How proponents claim this will help developing countries industrialize

Regardless of their position on the issue however, both classical economists and the proponents of a new approach, however defined, agree that this specialization of trade provides opportunities for developing countries. In their view, this ‘slicing of the value chain’, which allows for some parts the manufacturing process to be done by small, specialized firms, will give developing countries a comparative advantage. The relative simplicity of the range of tasks to be done, combined with the mechanized standardization of production, limits the scope of expertise required. Hence, a developing country’s advantage – understood to be its lower production costs due to cheaper labour – is now enough. After all, it need only worry about producing a specific part while the rest of the value-addition process is handed over to developed countries with the required technology and expertise.

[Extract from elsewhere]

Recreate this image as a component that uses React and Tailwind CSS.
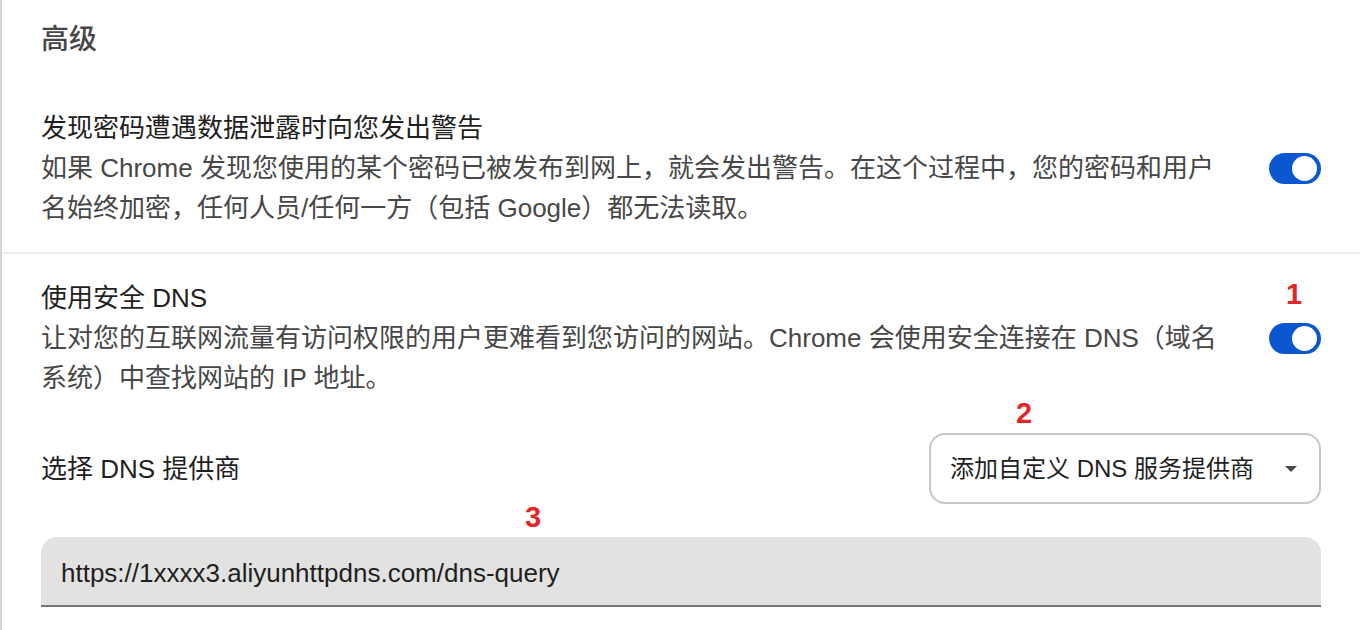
import React from 'react'

const font = { fontFamily: '"Liberation Sans", "Noto Sans CJK SC", sans-serif' }

function Toggle() {
  return (
    <div className="relative h-[31px] w-[52px] shrink-0 rounded-full bg-[#0b57d0]">
      <div className="absolute right-[4px] top-[3px] h-[25px] w-[25px] rounded-full bg-white" />
    </div>
  )
}

function Mark({ n, className }) {
  return (
    <span className={'absolute text-[29px] font-semibold leading-none text-[#e3262a] ' + className}>{n}</span>
  )
}

export default function App() {
  return (
    <div className="relative min-h-[630px] w-[1360px] overflow-hidden border-l-2 border-[#d6d6d6] bg-white" style={font}>
      <div className="px-[39px] pt-[20px]">
        <h2 className="text-[28px] font-medium leading-[40px] text-[#474747]">高级</h2>
      </div>

      {/* password leak */}
      <div className="flex items-center gap-[40px] px-[39px] pt-[48px] pb-[24px]">
        <div className="flex-1 text-[26px] leading-[40px]">
          <div className="text-[#1f1f1f]">发现密码遭遇数据泄露时向您发出警告</div>
          <div className="text-[#474747]">
            如果 Chrome 发现您使用的某个密码已被发布到网上，就会发出警告。在这个过程中，您的密码和用户名始终加密，任何人员/任何一方（包括 Google）都无法读取。
          </div>
        </div>
        <Toggle />
      </div>

      <div className="h-[2px] bg-[#ececec]" />

      {/* secure dns */}
      <div className="flex items-center gap-[40px] px-[39px] pt-[24px]">
        <div className="flex-1 text-[26px] leading-[40px]">
          <div className="text-[#1f1f1f]">使用安全 DNS</div>
          <div className="text-[#474747]">
            让对您的互联网流量有访问权限的用户更难看到您访问的网站。Chrome 会使用安全连接在 DNS（域名系统）中查找网站的 IP 地址。
          </div>
        </div>
        <Toggle />
      </div>

      <div className="flex items-center justify-between px-[39px] pt-[35px]">
        <span className="text-[26px] leading-[40px] text-[#1f1f1f]">选择 DNS 提供商</span>
        <div className="flex h-[71px] w-[392px] items-center justify-between rounded-[16px] border-2 border-[#c4c7c5] pl-[19px] pr-[21px]">
          <span className="text-[24px] text-[#1f1f1f]">添加自定义 DNS 服务提供商</span>
          <svg width="14" height="8" viewBox="0 0 14 8">
            <path d="M1 1h12L7 7z" fill="#474747" />
          </svg>
        </div>
      </div>

      <div className="px-[39px] pt-[33px]">
        <div className="flex h-[70px] items-center rounded-t-[16px] border-b-2 border-[#747775] bg-[#e2e3e1] px-[20px] pt-[4px]">
          <span className="text-[26px] text-[#1f1f1f]">https://1xxxx3.aliyunhttpdns.com/dns-query</span>
        </div>
      </div>

      <Mark n="1" className="left-[1284px] top-[280px]" />
      <Mark n="2" className="left-[1014px] top-[399px]" />
      <Mark n="3" className="left-[523px] top-[503px]" />
    </div>
  )
}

Through this, it is believed that developing countries can attract industries specialized enough to manage economies of scale, and produce intermediary products that are of use to a number of developed country buyers. As with many East-Asian manufacturers, the goods produced – be they batteries or electric motors – are designed to be as standardized as possible to allow them to be used as inputs for a number of buyers for a number of different end uses.

Because of this, the proponents claim, it is believed that industrialization could occur naturally since developed country firms would transfer some of their technology to establish a production base in a developing country. While the idea is appealing, it relies on a number of assumptions which stand to severely limit developing countries’ chance to establish an export-manufacturing base.3

The myth of industrial upgrading

These misleading assumptions come from trade theories’ continued neglect to study the firm and how it interacts with the market: read, the real world. While true that some newer modes of thinking within the field of trade theories claim to include the firm, their models still consider the firm as a ‘black box’. A more in-depth look at how firms truly operate at the global level would reveal interesting nuances that would reveal trade theorists’ misguided claims that this shift from producing complete goods to manufacturing parts of a complete good, can benefit developing countries.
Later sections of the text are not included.